Archibald started his college career on fire, with seven goals in his first 14 games as a freshman. But after playing for the United States in the World Juniors tournament, Archibald scored just three goals the rest of the season. Last year he had 19 goals in 39 games.
“As the years go on, you get more experience and you get more confidence in yourself and more confidence in your shooting ability,” he said. “I've gotten more confidence in myself, and my teammates have seen what I'm capable of. And they're getting me the puck more often — and I'm getting quality scoring chances because of that.”
In some ways, he's overtaken returning Hobey Baker Award finalist Ryan Walters as the Mavs' primary goal-scoring option. Walters is often on the same line as Archibald and Zombo, and while Walters has been getting the chances (he's eighth in the country with 4.2 shots on goal per game) and the assists (14), he's at a pace to finish below his junior year total of 22 goals.
“Walt is getting his chances,” Blais said. “... I think he's a little snakebit. He's maybe putting too much pressure on himself — he wants to do so well and help the team so much.”
Archibald has been able to pick up the slack. Next season, maybe, he could make a run at his dad's single-season total of 37 goals.
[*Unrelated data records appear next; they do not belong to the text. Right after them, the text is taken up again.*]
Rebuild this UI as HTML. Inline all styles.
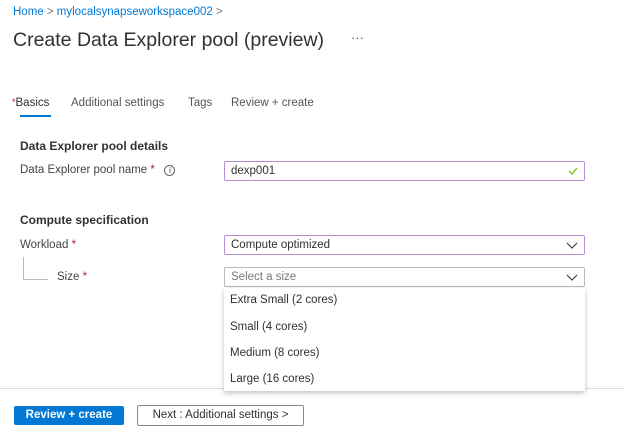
<!DOCTYPE html>
<html><head><meta charset="utf-8"><style>
body{margin:0;width:624px;height:434px;background:#fff;font-family:"Liberation Sans",sans-serif;color:#323130;position:relative;overflow:hidden}
.a{position:absolute;white-space:nowrap}
.f{font-size:11.5px}
.box{position:absolute;left:224px;width:353px;height:18px;border:1px solid #b4a0d0;border-radius:2px;background:#fff;font-size:11.5px;line-height:19px;padding-left:6px;box-sizing:content-box}
.req{color:#a4262c}
.chev{position:absolute;right:6px;top:4px}
.item{position:absolute;left:6px;font-size:11.5px;color:#323130}
</style></head><body>
<div class="a" style="left:13px;top:6px;color:#0078d4;font-size:11.5px">Home <span style="color:#777">&gt;</span> mylocalsynapseworkspace002 <span style="color:#777">&gt;</span></div>
<div class="a" style="left:13px;top:29px;font-size:19.5px;color:#323130">Create Data Explorer pool (preview)</div>
<div class="a" style="left:351px;top:30px;font-size:13px;color:#555">···</div>

<div class="a f" style="left:12px;top:97px"><span class="req" style="font-size:9px;vertical-align:top">*</span>Basics</div>
<div class="a" style="left:20px;top:115px;width:31px;height:2px;background:#0078d4"></div>
<div class="a f" style="left:71px;top:97px;color:#555">Additional settings</div>
<div class="a f" style="left:188px;top:97px;color:#555">Tags</div>
<div class="a f" style="left:231px;top:97px;color:#555">Review + create</div>

<div class="a" style="left:20px;top:139px;font-size:12px;font-weight:bold;color:#323130">Data Explorer pool details</div>
<div class="a f" style="left:20px;top:164px;color:#444">Data Explorer pool name <span class="req">*</span> &nbsp; <span style="display:inline-block;width:9px;height:9px;border:1px solid #666;border-radius:50%;font-size:8px;line-height:9px;text-align:center">i</span></div>
<div class="box" style="top:161px;border-color:#b58fd6">dexp001<svg class="chev" style="top:5px" width="10" height="8"><path d="M1 4l3 3 5-6" stroke="#6bb700" fill="none" stroke-width="1.2"/></svg></div>

<div class="a" style="left:20px;top:213px;font-size:12px;font-weight:bold">Compute specification</div>
<div class="a f" style="left:20px;top:239px;color:#444">Workload <span class="req">*</span></div>
<div class="box" style="top:235px;border-color:#b58fd6">Compute optimized<svg class="chev" style="top:6px" width="12" height="7"><path d="M1 1l5 5 5-5" stroke="#444" fill="none" stroke-width="1.2"/></svg></div>
<div class="a" style="left:23px;top:257px;width:1px;height:22px;background:#bbb"></div>
<div class="a" style="left:23px;top:279px;width:25px;height:1px;background:#bbb"></div>
<div class="a f" style="left:57px;top:271px;color:#444">Size <span class="req">*</span></div>
<div class="box" style="top:267px;border-color:#bbb;color:#777">Select a size<svg class="chev" style="top:6px" width="12" height="7"><path d="M1 1l5 5 5-5" stroke="#444" fill="none" stroke-width="1.2"/></svg></div>

<div class="a" style="left:0;top:388px;width:624px;height:1px;background:#ddd"></div>
<div class="a" style="left:224px;top:288px;width:361px;height:103px;background:#fff;box-shadow:0 2px 5px rgba(0,0,0,.25)">
<div class="item" style="top:6px">Extra Small (2 cores)</div>
<div class="item" style="top:33px">Small (4 cores)</div>
<div class="item" style="top:59px">Medium (8 cores)</div>
<div class="item" style="top:85px">Large (16 cores)</div>
</div>

<div class="a" style="left:14px;top:406px;width:110px;height:19px;background:#0078d4;border-radius:2px;color:#fff;font-size:11.5px;font-weight:bold;text-align:center;line-height:19px">Review + create</div>
<div class="a" style="left:137px;top:405px;width:165px;height:19px;border:1px solid #8a8886;border-radius:2px;font-size:11.5px;text-align:center;line-height:19px">Next : Additional settings &gt;</div>
</body></html>
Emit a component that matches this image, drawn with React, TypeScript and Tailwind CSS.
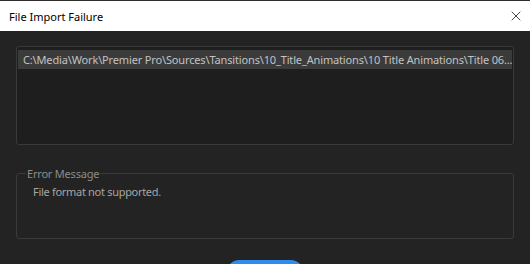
import React from "react";
import { X } from "lucide-react";

const font = { fontFamily: '"Noto Sans", "Open Sans", sans-serif' };

const FileImportFailure = () => {
  return (
    <div
      className="w-[530px] h-[264px] overflow-hidden bg-[#232323] flex flex-col"
      style={font}
    >
      {/* title bar */}
      <div className="h-[31px] shrink-0 bg-white border-t border-[#2e2e2e] flex items-center justify-between pl-[9px] pr-[6px]">
        <span className="text-[11px] text-black leading-none">File Import Failure</span>
        <X className="w-[16px] h-[16px] text-black" strokeWidth={1.1} />
      </div>

      <div className="flex flex-col px-[16px] pt-[15px]">
        {/* file list */}
        <div className="h-[99px] border border-[#3a3a3a] rounded-[3px] bg-[#1e1e1e] pt-[3px] px-[1px]">
          <div className="h-[19px] bg-[#3b3b3b] flex items-center pl-[5px] overflow-hidden">
            <span className="text-[11px] tracking-[-0.15px] text-[#c2c2c2] whitespace-nowrap leading-none">
              C:\Media\Work\Premier Pro\Sources\Tansitions\10_Title_Animations\10 Title Animations\Title 06...
            </span>
          </div>
        </div>

        {/* error message group */}
        <div className="mt-[28px] h-[66px] border border-[#3a3a3a] rounded-[3px] flex flex-col">
          <div className="-mt-[8px] pl-[9px] flex">
            <span className="px-[1px] bg-[#232323] text-[11px] tracking-[-0.2px] text-[#8c8c8c] leading-[16px]">
              Error Message
            </span>
          </div>
          <div className="mt-[2px] pl-[16px] text-[11px] tracking-[-0.3px] text-[#a6a6a6] leading-[16px]">
            File format not supported.
          </div>
        </div>

        {/* button */}
        <div className="flex justify-center mt-[21px]">
          <button className="w-[76px] h-[28px] rounded-[12px] bg-[#2d8cec]" />
        </div>
      </div>
    </div>
  );
};

export default function App() {
  return <FileImportFailure />;
}
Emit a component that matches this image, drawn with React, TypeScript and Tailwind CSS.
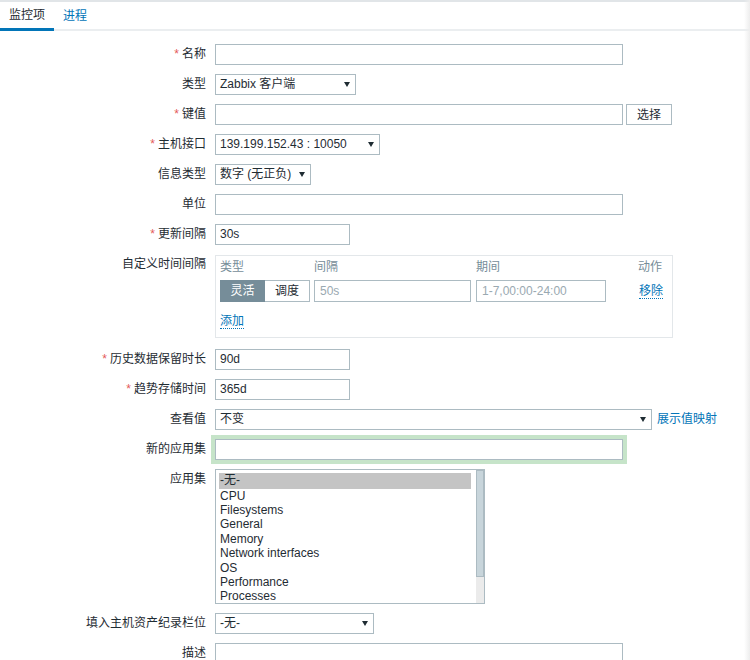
import type { ReactNode } from "react";

const font = "font-['Liberation_Sans','Noto_Sans_CJK_SC',sans-serif]";

function Arrow() {
    return (
        <svg width="6" height="5" viewBox="0 0 6 5" className="shrink-0">
            <path d="M0 0h6L3 5z" fill="#1f2c33" />
        </svg>
    );
}

interface RowProps {
    label: string;
    req?: boolean;
    children: ReactNode;
}

function Row({ label, req, children }: RowProps) {
    return (
        <div className="flex items-start">
            <div className="w-[206px] shrink-0 text-right leading-[21px] whitespace-nowrap">
                {req && <span className="mr-[3px] text-[#e45959]">*</span>}
                {label}
            </div>
            <div className="ml-[9px] flex items-start">{children}</div>
        </div>
    );
}

function TextBox({ w, value }: { w: string; value?: string }) {
    return (
        <div className={`${w} h-[21px] border border-[#acbbc2] bg-white pl-[4px] leading-[19px] text-[#1f2c33]`}>
            {value}
        </div>
    );
}

function Select({ w, value }: { w: string; value: string }) {
    return (
        <div className={`${w} flex h-[21px] items-center justify-between border border-[#acbbc2] bg-white pl-[4px] pr-[5px] text-[#1f2c33]`}>
            <span className="whitespace-nowrap leading-[19px]">{value}</span>
            <Arrow />
        </div>
    );
}

const apps = ["CPU", "Filesystems", "General", "Memory", "Network interfaces", "OS", "Performance", "Processes"];

export default function App() {
    return (
        <div className={`relative h-[660px] w-[750px] overflow-hidden bg-white text-[12px] text-[#1f2c33] ${font}`}>
            {/* tabs */}
            <div className="border-t-2 border-[#e1e5e8]">
                <div className="flex h-[29px] border-b-2 border-[#ebeef0]">
                    <div className="-mb-[2px] flex items-center border-b-[3px] border-[#0275b8] px-[9px] text-[#1f2c33]">
                        监控项
                    </div>
                    <div className="flex items-center px-[9px] text-[#0275b8]">进程</div>
                </div>
            </div>

            <div className="flex flex-col gap-[9px] pt-[13px]">
                <Row label="名称" req>
                    <TextBox w="w-[408px]" />
                </Row>
                <Row label="类型">
                    <Select w="w-[141px]" value="Zabbix 客户端" />
                </Row>
                <Row label="键值" req>
                    <TextBox w="w-[408px]" />
                    <div className="ml-[3px] flex h-[21px] w-[46px] items-center justify-center border border-[#acbbc2] bg-white">
                        选择
                    </div>
                </Row>
                <Row label="主机接口" req>
                    <Select w="w-[165px]" value="139.199.152.43 : 10050" />
                </Row>
                <Row label="信息类型">
                    <Select w="w-[96px]" value="数字 (无正负)" />
                </Row>
                <Row label="单位">
                    <TextBox w="w-[408px]" />
                </Row>
                <Row label="更新间隔" req>
                    <TextBox w="w-[135px]" value="30s" />
                </Row>
                <Row label="自定义时间间隔">
                    <div className="mb-[2px] mt-[1px] h-[83px] w-[458px] border border-[#e3e7ea] pl-[4px] pt-[3px]">
                        <div className="flex leading-[16px] text-[#768d99]">
                            <div className="w-[94px]">类型</div>
                            <div className="w-[162px]">间隔</div>
                            <div className="w-[162px]">期间</div>
                            <div>动作</div>
                        </div>
                        <div className="mt-[5px] flex items-center">
                            <div className="flex h-[22px] w-[90px]">
                                <div className="flex w-[45px] items-center justify-center border border-[#768d99] bg-[#768d99] text-white">
                                    灵活
                                </div>
                                <div className="flex w-[45px] items-center justify-center border border-l-0 border-[#acbbc2] bg-white">
                                    调度
                                </div>
                            </div>
                            <div className="ml-[4px] h-[22px] w-[157px] border border-[#acbbc2] pl-[5px] leading-[20px] text-[#9aa9b1]">
                                50s
                            </div>
                            <div className="ml-[5px] h-[22px] w-[130px] border border-[#acbbc2] pl-[5px] leading-[20px] text-[#9aa9b1]">
                                1-7,00:00-24:00
                            </div>
                            <span className="ml-[33px] border-b border-dotted border-[#0275b8] leading-[14px] text-[#0275b8]">
                                移除
                            </span>
                        </div>
                        <div className="mt-[10px]">
                            <span className="border-b border-dotted border-[#0275b8] leading-[14px] text-[#0275b8]">添加</span>
                        </div>
                    </div>
                </Row>
                <Row label="历史数据保留时长" req>
                    <TextBox w="w-[135px]" value="90d" />
                </Row>
                <Row label="趋势存储时间" req>
                    <TextBox w="w-[135px]" value="365d" />
                </Row>
                <Row label="查看值">
                    <Select w="w-[437px]" value="不变" />
                    <span className="ml-[5px] leading-[21px] text-[#0275b8]">展示值映射</span>
                </Row>
                <Row label="新的应用集">
                    <div className="h-[21px] w-[408px] border border-[#acbbc2] bg-white shadow-[0_0_0_4px_#c6e4c9]" />
                </Row>
                <Row label="应用集">
                    <div className="flex h-[135px] w-[270px] overflow-hidden border border-[#acbbc2] bg-white">
                        <div className="flex-1 overflow-hidden pl-[3px] pr-[5px] pt-[3px]">
                            <div className="bg-[#c4c4c4] pl-[1px] leading-[15.5px]">-无-</div>
                            {apps.map((a) => (
                                <div key={a} className="pl-[1px] leading-[14.4px]">
                                    {a}
                                </div>
                            ))}
                        </div>
                        <div className="flex w-[8px] flex-col bg-[#ebebeb]">
                            <div className="h-[107px] border border-[#acbbc2] bg-[#c8d5db]" />
                        </div>
                    </div>
                </Row>
                <Row label="填入主机资产纪录栏位">
                    <Select w="w-[159px]" value="-无-" />
                </Row>
                <Row label="描述">
                    <div className="h-[60px] w-[408px] border border-[#acbbc2] bg-white" />
                </Row>
            </div>

            <div className="pointer-events-none absolute right-0 top-0 h-full w-[6px] bg-gradient-to-l from-[#ededed] to-transparent" />
        </div>
    );
}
But the 21-year-old might have other things to consider, too. Blais watches the Pittsburgh Penguins often enough to envision a day when their 2011 sixth-round draft pick will be skating with them.
“I think when Josh realizes he'll make the team, he'll sign,” Blais said. “I think Pittsburgh's talent level right now is such that it will help us keep him his senior year — and he wants to get his degree, he's a good student.
“But I can see him putting on that jersey next year after we're done and staying with them. … Is he ready to do that now? Maybe not quite. But he's certainly a strong candidate.”
That's further down the road than Archibald wants to look.
“I'm a little more in the here and now,” he said. “I don't look too far forward. If things happen and I go, then I go. But right now I'm focusing on this year and doing as well as possible to help this team here win.”